Creating a new self, even cosmetically, is quite an undertaking. How far will you go? How far should you go? Is technology your ally or your enemy? If you go under the knife, will you come out beautiful? Or a monster? Who gets to decide what’s beautiful (or monstrous) anyway?
Futuristic technology and the pursuit of perfection meet heartbreak and control in The Skin I Live In (La Piel Que Habito), Pedro Almodovar’s glossy modern Frankenstein tale. One doctor’s obsessive quest to create physical perfection drives him to madness – and crime.
We first meet Dr. Robert Ledgard at a medical symposium, where he’s lecturing on the crucial role of the face in personal identity. He should know: he’s one of the few surgeons who’s successfully performed a face transplant. He’s also created a new, burnproof skin material by combining pig and human genes. But his work is controversial – largely because no one can verify his research process, and those close to him have their suspicions.
How can he be so secretive? He has his own clinic – in his home, which he inherited from his father, another successful surgeon. This most private clinic, which allows celebrities to seek face lifts in complete privacy, has been closed to patients for some time. But there’s activity going on there, as the doctor works on his new skin product. He’s obsessed – his wife was horribly burned in a fiery car accident, and her suffering (and his loss) haunt him:
His wife is now dead, but lives on in the name of his new skin, Gal. And as he returns to his home/clinic, we discover something else: the Doctor is holding a young woman captive, and observing her every move through cameras wired into the house. Vera is the experimental subject he can’t reveal – he’s been replacing her skin with his new invention, and he periodically tests the heat resistance by applying a blowtorch flame to her body. At this point, there’s no damage (and only slight pain), but you wonder how this highly unethical test went before he’d perfected the material?
Dr. Ledgard is insane, but not in an impulsive, uncontrolled way. He’s a brilliant man who’s been sent over the edge by a series of tragic events, and his wealth and intelligence can’t protect him – they enable him. As he obsessively works on his new skin with Vera they develop a rapport, and even affection, although she has no way of knowing when he might let her go. And he has created perfection, in one groundbreaking way: Vera’s skin is perfect and undamageable. She’s beautiful too, which doesn’t go unnoticed by Dr. Ledgard – he has a giant screen where he just sits and watches her in her room:
But brilliance and obsession cannot cure heartbreak. Dr. Ledgard has lost himself in an obsessive pursuit of perfection and control, and even if he remakes his patient physically, he cannot control her mentally. Like Pygmalion, he falls in love with his creation – or is he falling in love with reminders of his lost wife? It’s hard to tell, but since his devotion to Vera is largely voyeuristic, it’s likely that his love for her is not as true as he thinks.

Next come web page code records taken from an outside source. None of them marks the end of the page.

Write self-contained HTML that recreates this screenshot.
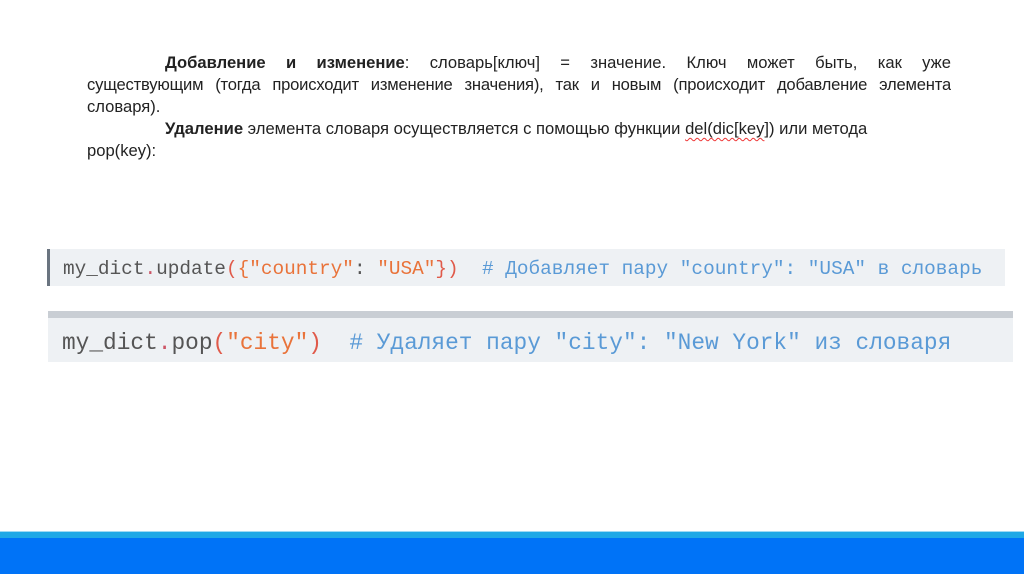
<!DOCTYPE html>
<html><head><meta charset="utf-8"><style>
html,body{margin:0;padding:0;width:1024px;height:574px;overflow:hidden;background:#fff;position:relative;font-family:"Liberation Sans",sans-serif;}
.t{position:absolute;left:87px;width:864px;font-size:16.6px;color:#222;line-height:22px;}
.l{text-align:justify;text-align-last:justify;height:22px;overflow:hidden;white-space:normal}
.n{text-align:left;text-align-last:left;height:22px;white-space:nowrap}
b{font-weight:bold}
.sq{text-decoration:underline wavy #e33;text-decoration-thickness:1px;text-underline-offset:3px}
.c{position:absolute;font-family:"Liberation Mono","DejaVu Sans Mono",monospace;background:#eef1f4;white-space:pre;color:#555}
.k{color:#e9733a}.p{color:#e05a4a}.m{color:#5a9ad6}.d{color:#c56}
</style></head><body>
<div class="t" style="top:52px">
<div class="l" style="padding-left:78px"><b>Добавление и изменение</b>: словарь[ключ] = значение. Ключ может быть, как уже</div>
<div class="l" style="letter-spacing:-0.2px">существующим (тогда происходит изменение значения), так и новым (происходит добавление элемента</div>
<div class="n">словаря).</div>
<div class="n" style="padding-left:78px"><b>Удаление</b> элемента словаря осуществляется с помощью функции <span class="sq">del(dic[key</span>]) или метода</div>
<div class="n">pop(key):</div>
</div>
<div class="c" style="left:47px;top:249px;width:958px;height:37px;border-left:3px solid #6a7480;font-size:19.4px;line-height:41px;padding-left:13px;box-sizing:border-box">my_dict<span class="d">.</span>update<span class="p">(</span><span class="k">{"country"</span>: <span class="k">"USA"</span><span class="p">})</span>  <span class="m"># Добавляет пару "country": "USA" в словарь</span></div>
<div style="position:absolute;left:48px;top:311px;width:965px;height:7px;background:#c9ced4"></div>
<div class="c" style="left:48px;top:318px;width:965px;height:44px;font-size:22.8px;line-height:51px;padding-left:14px;box-sizing:border-box">my_dict<span class="d">.</span>pop<span class="p">(</span><span class="k">"city"</span><span class="p">)</span>  <span class="m"># Удаляет пару "city": "New York" из словаря</span></div>
<div style="position:absolute;left:0;top:531px;width:1024px;height:7px;background:#1fa8e6;border-top:1px solid #9fdaf4;box-sizing:border-box"></div>
<div style="position:absolute;left:0;top:538px;width:1024px;height:36px;background:#0073f7"></div>
</body></html>
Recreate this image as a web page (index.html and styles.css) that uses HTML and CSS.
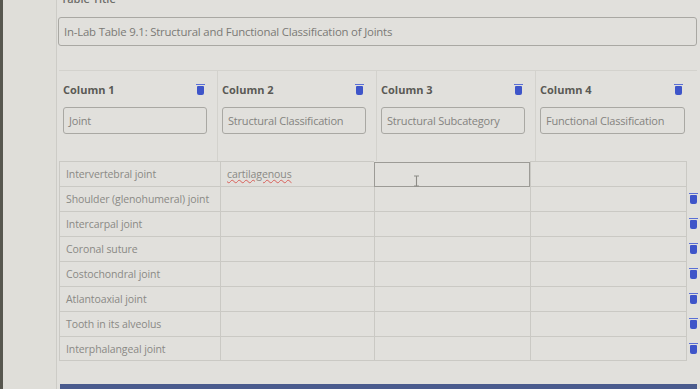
FILE: index.html
```html
<!DOCTYPE html>
<html lang="en">
<head>
  <meta charset="UTF-8">
  <title>In-Lab Table 9.1</title>
  <meta name="viewport" content="width=device-width, initial-scale=1.0"/>
  <link rel="stylesheet" href="styles.css">
</head>
<body>
  <div class="screen">
    <div class="bezel"></div>
    <div class="gutter"></div>
    <div class="editor">
      <div class="field-label">Table Title</div>
      <div class="title-input">In-Lab Table 9.1: Structural and Functional Classification of Joints</div>

      <div class="head-grid">
        <div class="head-cell">
          <div class="head-top"><span class="col-name">Column 1</span><span class="trash"></span></div>
          <div class="head-input">Joint</div>
        </div>
        <div class="head-cell">
          <div class="head-top"><span class="col-name">Column 2</span><span class="trash"></span></div>
          <div class="head-input">Structural Classification</div>
        </div>
        <div class="head-cell">
          <div class="head-top"><span class="col-name">Column 3</span><span class="trash"></span></div>
          <div class="head-input">Structural Subcategory</div>
        </div>
        <div class="head-cell">
          <div class="head-top"><span class="col-name">Column 4</span><span class="trash"></span></div>
          <div class="head-input">Functional Classification</div>
        </div>
      </div>

      <div class="body-grid">
        <div class="cell">Intervertebral joint</div>
        <div class="cell"><span class="misspelt">cartilagenous</span></div>
        <div class="cell focused">
          <svg class="ibeam" width="7" height="12" viewBox="0 0 7 12"><path d="M1 1h5M3.5 1v10M1 11h5" stroke="#8c8b86" stroke-width="1.1" fill="none"/></svg>
        </div>
        <div class="cell"></div>
        <div class="row-tool"></div>

        <div class="cell">Shoulder (glenohumeral) joint</div>
        <div class="cell"></div><div class="cell"></div><div class="cell"></div>
        <div class="row-tool"><span class="trash"></span></div>

        <div class="cell">Intercarpal joint</div>
        <div class="cell"></div><div class="cell"></div><div class="cell"></div>
        <div class="row-tool"><span class="trash"></span></div>

        <div class="cell">Coronal suture</div>
        <div class="cell"></div><div class="cell"></div><div class="cell"></div>
        <div class="row-tool"><span class="trash"></span></div>

        <div class="cell">Costochondral joint</div>
        <div class="cell"></div><div class="cell"></div><div class="cell"></div>
        <div class="row-tool"><span class="trash"></span></div>

        <div class="cell">Atlantoaxial joint</div>
        <div class="cell"></div><div class="cell"></div><div class="cell"></div>
        <div class="row-tool"><span class="trash"></span></div>

        <div class="cell">Tooth in its alveolus</div>
        <div class="cell"></div><div class="cell"></div><div class="cell"></div>
        <div class="row-tool"><span class="trash"></span></div>

        <div class="cell">Interphalangeal joint</div>
        <div class="cell"></div><div class="cell"></div><div class="cell"></div>
        <div class="row-tool"><span class="trash"></span></div>
      </div>

      <div class="bottom-bar"></div>
    </div>
  </div>
</body>
</html>
```

FILE: styles.css
```css
* {
  box-sizing: border-box;
}
html, body {
  margin: 0;
  padding: 0;
  height: 100%;
  overflow: hidden;
}
body {
  background: #e1e0dc;
  font-family: 'Open Sans', 'Liberation Sans', sans-serif;
  color: #858480;
}
.screen {
  display: flex;
  height: 389px;
}
.bezel {
  width: 3px;
  background: #57574f;
}
.gutter {
  width: 56px;
  background: #dfded9;
  border-right: 1px solid #cdccc7;
}
.editor {
  flex: 1;
  display: flex;
  flex-direction: column;
  margin-top: -8px;
  padding: 0 3px 0 1px;
}
.field-label {
  font-size: 11px;
  line-height: 14px;
  font-weight: 600;
  color: #6f6e6a;
  padding-left: 3px;
  margin-bottom: 11px;
}
.title-input {
  height: 29px;
  border: 1px solid #a9a8a3;
  border-radius: 3px;
  font-size: 11.4px;
  line-height: 27px;
  padding-left: 5px;
  color: #7b7a76;
  letter-spacing: -0.2px;
}

/* column headers */
.head-grid {
  margin-top: 24px;
  margin-left: 1px;
  display: grid;
  grid-template-columns: repeat(4, 159px);
  border-top: 1px solid #d3d2cd;
}
.head-cell {
  height: 90px;
  padding: 11px 10px 0 4px;
  border-right: 1px solid #d3d2cd;
}
.head-cell:last-child {
  border-right: none;
}
.head-top {
  display: flex;
  justify-content: space-between;
  align-items: center;
  height: 14px;
  padding-right: 3px;
  margin-bottom: 11px;
}
.col-name {
  font-size: 11px;
  font-weight: 700;
  color: #5a5955;
}
.head-input {
  height: 27px;
  border: 1px solid #a9a8a3;
  border-radius: 3px;
  font-size: 11px;
  line-height: 25px;
  padding-left: 5px;
  color: #84837f;
  white-space: nowrap;
  overflow: hidden;
  letter-spacing: -0.2px;
}

/* joint rows */
.body-grid {
  margin-left: 1px;
  display: grid;
  grid-template-columns: 161px 154px 156px 157px 10px;
  grid-auto-rows: 25px;
}
.cell {
  border-left: 1px solid #cac9c4;
  border-top: 1px solid #cac9c4;
  font-size: 10.5px;
  line-height: 24px;
  padding-left: 6px;
  color: #8a8985;
  white-space: nowrap;
  letter-spacing: -0.1px;
}
.body-grid > .cell:nth-child(5n + 4) {
  border-right: 1px solid #cac9c4;
}
.body-grid > .cell:nth-last-child(-n + 5) {
  border-bottom: 1px solid #cac9c4;
}
.cell.focused {
  border: 1px solid #9c9b96;
  margin: 1px 0 -1px 0;
  position: relative;
}
.ibeam {
  position: absolute;
  left: 38px;
  top: 12px;
}
.misspelt {
  text-decoration: underline wavy #d8605a;
  text-decoration-thickness: 1px;
  text-underline-offset: 1px;
}
.row-tool {
  display: flex;
  align-items: center;
  justify-content: flex-end;
}

/* blue delete button */
.trash {
  display: inline-block;
  width: 7px;
  height: 9px;
  background: #3e55c9;
  border-radius: 1px 1px 2px 2px;
  position: relative;
  top: 1px;
}
.trash::before {
  content: "";
  position: absolute;
  left: -1px;
  top: -2px;
  width: 9px;
  height: 1px;
  background: #5a6fd6;
}

.bottom-bar {
  margin-top: auto;
  margin-left: 2px;
  height: 5px;
  background: #4a5b8d;
}
```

Dr. Ledgard’s unethical makeover raises questions about personal surface and identity. He’s changed Vera into his own perfect creation – but is she heavenly or monstrous? As he’s sacrificed his reputation and medical practice into this obsession, he’s become monstrous himself. What is perfection anyway? Can we have it? Should we turn ourselves inside out to pursue it?
Most of us won’t be splicing our genes with pigs’ anytime soon to have perfect skin, but we do all sorts of things in the pursuit of more perfect selves. After watching the makeover gone horribly wrong in this movie, maybe we don’t have to feel guilty about our imperfect pores – rather, we can sigh with relief that we didn’t try that hard.